[Stated goal] Extract from the listing each line in which the word "with" appears.

┄┄┄┄┄┄┄┄┄┄┄┄┄┄┄┄┄┄┄┄

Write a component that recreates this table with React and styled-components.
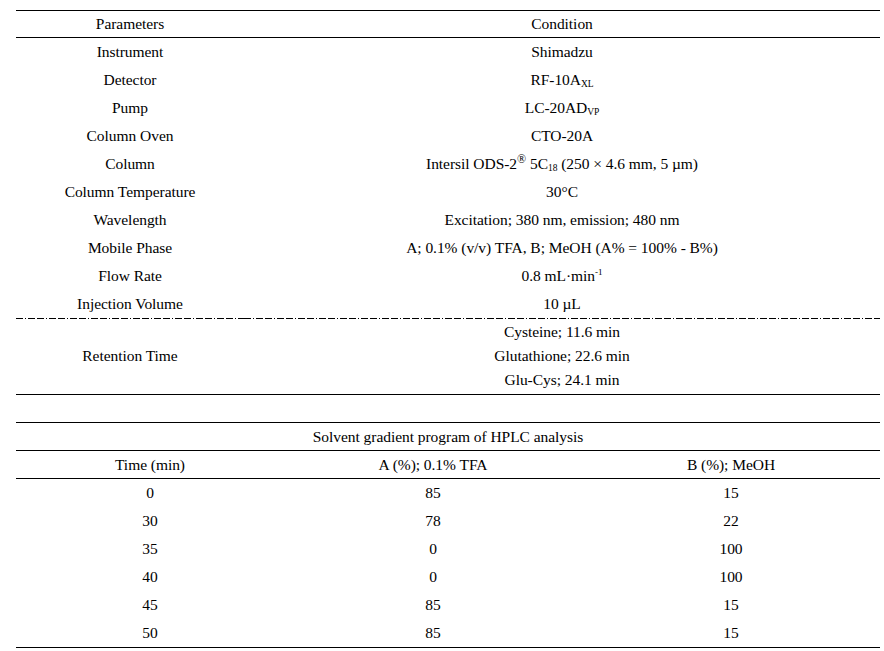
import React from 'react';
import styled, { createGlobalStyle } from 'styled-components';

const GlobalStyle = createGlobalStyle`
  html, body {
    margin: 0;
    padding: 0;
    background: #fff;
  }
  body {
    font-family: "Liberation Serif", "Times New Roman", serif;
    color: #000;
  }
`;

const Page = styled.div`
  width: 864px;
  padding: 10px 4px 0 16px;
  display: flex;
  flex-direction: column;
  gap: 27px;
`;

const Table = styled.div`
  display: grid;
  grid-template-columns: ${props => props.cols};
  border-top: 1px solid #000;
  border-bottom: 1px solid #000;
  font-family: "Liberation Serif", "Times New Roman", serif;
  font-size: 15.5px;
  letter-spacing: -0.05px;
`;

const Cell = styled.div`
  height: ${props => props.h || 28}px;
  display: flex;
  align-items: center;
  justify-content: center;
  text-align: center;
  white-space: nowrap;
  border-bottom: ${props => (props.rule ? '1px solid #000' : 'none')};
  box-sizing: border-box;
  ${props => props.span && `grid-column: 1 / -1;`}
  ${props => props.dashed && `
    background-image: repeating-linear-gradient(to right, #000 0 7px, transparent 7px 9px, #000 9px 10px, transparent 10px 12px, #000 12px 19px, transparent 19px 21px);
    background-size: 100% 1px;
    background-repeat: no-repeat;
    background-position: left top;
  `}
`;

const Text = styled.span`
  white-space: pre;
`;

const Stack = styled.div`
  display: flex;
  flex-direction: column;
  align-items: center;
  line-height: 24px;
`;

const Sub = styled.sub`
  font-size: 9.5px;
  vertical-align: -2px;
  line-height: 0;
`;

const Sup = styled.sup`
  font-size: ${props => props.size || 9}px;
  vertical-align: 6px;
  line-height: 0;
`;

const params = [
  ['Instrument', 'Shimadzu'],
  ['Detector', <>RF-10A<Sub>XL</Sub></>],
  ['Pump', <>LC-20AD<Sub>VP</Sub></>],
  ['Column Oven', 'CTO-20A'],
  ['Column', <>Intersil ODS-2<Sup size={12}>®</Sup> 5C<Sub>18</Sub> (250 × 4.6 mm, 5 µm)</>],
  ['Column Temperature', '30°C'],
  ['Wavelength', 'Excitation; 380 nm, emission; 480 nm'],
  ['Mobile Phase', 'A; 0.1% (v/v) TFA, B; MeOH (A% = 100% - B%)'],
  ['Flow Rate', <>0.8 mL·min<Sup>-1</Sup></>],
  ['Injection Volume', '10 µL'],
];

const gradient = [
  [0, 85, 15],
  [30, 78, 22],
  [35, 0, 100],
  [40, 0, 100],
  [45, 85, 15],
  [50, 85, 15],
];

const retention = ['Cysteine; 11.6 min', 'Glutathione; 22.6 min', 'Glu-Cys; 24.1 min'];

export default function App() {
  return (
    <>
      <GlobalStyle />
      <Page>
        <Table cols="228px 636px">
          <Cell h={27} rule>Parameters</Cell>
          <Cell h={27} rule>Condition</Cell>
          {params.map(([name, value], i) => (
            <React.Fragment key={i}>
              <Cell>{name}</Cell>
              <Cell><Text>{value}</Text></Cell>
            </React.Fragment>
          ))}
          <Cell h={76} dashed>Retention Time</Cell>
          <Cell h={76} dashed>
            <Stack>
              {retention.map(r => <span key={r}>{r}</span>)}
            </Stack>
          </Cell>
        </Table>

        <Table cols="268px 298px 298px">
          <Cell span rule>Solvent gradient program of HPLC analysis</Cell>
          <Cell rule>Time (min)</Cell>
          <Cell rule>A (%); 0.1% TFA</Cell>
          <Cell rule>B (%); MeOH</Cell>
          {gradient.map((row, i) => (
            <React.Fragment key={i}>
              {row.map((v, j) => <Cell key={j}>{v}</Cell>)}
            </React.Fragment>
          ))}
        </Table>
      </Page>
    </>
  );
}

┄┄┄┄┄┄┄┄┄┄┄┄┄┄┄┄┄┄┄┄

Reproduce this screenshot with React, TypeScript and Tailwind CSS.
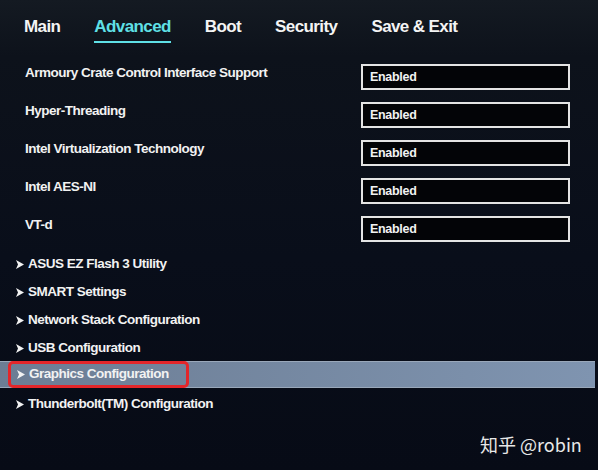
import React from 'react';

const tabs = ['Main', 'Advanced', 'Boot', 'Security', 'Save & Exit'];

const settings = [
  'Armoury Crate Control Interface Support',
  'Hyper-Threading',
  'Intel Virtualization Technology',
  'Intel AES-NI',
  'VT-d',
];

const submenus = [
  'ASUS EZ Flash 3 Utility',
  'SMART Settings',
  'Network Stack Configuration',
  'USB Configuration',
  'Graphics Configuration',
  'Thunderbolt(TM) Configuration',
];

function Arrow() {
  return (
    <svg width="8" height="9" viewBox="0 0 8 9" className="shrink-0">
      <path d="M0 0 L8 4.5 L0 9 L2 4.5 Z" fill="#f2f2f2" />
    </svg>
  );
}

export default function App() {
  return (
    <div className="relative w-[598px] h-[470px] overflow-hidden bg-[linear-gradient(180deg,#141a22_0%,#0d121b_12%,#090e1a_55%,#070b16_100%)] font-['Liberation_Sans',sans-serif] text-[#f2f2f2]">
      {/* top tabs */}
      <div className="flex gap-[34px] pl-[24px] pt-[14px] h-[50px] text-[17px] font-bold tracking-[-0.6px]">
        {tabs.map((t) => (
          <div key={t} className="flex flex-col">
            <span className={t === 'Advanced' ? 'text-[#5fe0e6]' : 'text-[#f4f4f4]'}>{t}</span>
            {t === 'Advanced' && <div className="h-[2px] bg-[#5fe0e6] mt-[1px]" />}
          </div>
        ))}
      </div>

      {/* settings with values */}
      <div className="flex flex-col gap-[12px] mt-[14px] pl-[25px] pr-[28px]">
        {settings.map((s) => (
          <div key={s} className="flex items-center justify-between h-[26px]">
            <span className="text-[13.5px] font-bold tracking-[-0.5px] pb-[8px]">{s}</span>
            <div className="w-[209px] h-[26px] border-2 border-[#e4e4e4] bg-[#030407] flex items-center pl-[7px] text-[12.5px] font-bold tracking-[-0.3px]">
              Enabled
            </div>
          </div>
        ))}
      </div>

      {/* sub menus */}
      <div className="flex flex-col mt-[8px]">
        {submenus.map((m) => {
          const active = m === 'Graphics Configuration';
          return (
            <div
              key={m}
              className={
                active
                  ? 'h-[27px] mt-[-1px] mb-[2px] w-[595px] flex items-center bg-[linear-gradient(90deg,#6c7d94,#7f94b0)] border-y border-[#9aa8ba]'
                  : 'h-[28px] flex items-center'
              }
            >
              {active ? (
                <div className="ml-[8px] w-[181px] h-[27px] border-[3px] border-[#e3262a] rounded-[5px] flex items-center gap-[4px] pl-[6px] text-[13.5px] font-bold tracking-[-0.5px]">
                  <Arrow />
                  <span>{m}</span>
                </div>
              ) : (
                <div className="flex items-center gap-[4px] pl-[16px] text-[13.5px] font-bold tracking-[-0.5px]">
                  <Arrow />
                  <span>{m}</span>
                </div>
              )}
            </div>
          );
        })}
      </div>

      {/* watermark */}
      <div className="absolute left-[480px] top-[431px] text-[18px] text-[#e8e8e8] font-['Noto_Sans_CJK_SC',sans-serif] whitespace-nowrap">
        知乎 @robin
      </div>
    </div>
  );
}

┄┄┄┄┄┄┄┄┄┄┄┄┄┄┄┄┄┄┄┄

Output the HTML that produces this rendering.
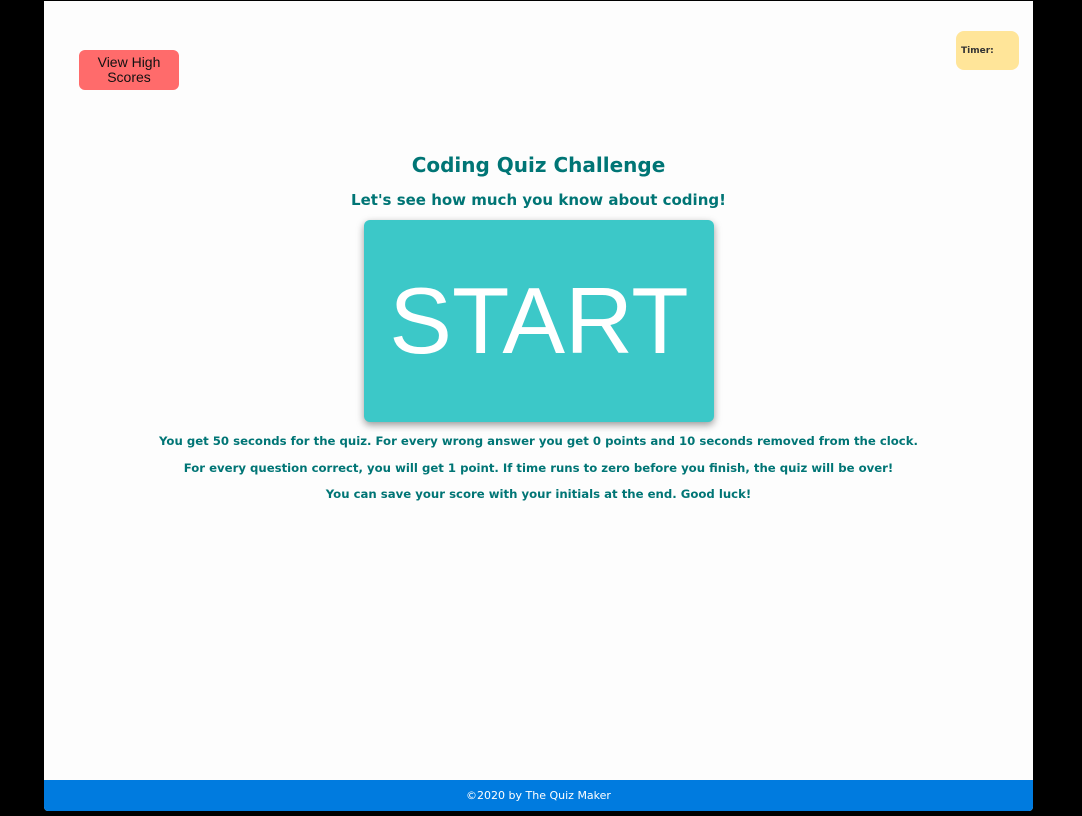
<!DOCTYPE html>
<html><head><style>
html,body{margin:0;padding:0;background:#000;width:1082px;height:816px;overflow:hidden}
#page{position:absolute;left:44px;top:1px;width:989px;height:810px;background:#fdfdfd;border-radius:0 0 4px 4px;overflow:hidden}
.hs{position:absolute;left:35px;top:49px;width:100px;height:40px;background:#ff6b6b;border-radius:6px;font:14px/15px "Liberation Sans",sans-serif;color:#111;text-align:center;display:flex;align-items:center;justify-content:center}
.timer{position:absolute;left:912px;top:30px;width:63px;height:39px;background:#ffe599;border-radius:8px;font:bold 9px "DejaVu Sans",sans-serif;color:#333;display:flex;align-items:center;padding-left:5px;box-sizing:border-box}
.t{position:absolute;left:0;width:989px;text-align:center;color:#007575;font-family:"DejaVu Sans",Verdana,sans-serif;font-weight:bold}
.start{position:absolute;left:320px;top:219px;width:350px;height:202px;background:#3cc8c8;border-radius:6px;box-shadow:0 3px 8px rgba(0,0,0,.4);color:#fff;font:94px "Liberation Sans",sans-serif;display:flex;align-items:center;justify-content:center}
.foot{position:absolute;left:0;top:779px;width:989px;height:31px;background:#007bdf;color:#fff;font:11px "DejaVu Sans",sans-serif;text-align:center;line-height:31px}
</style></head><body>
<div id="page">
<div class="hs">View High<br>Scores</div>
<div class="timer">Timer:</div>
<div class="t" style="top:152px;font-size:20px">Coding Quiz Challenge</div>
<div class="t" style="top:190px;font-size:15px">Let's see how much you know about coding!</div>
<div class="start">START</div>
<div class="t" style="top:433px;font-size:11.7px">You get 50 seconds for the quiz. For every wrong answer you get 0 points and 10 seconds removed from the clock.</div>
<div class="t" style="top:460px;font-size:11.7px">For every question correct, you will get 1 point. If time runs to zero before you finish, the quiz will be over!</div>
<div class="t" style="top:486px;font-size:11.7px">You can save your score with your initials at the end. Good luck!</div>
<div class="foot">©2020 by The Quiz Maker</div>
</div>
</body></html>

┄┄┄┄┄┄┄┄┄┄┄┄┄┄┄┄┄┄┄┄

[Result]
Write a component that recreates this table with React and styled-components.
Reproduce this screenshot with React, TypeScript and Tailwind CSS.
      {/* settings with values */}
<div class="t" style="top:486px;font-size:11.7px">You can save your score with your initials at the end. Good luck!</div>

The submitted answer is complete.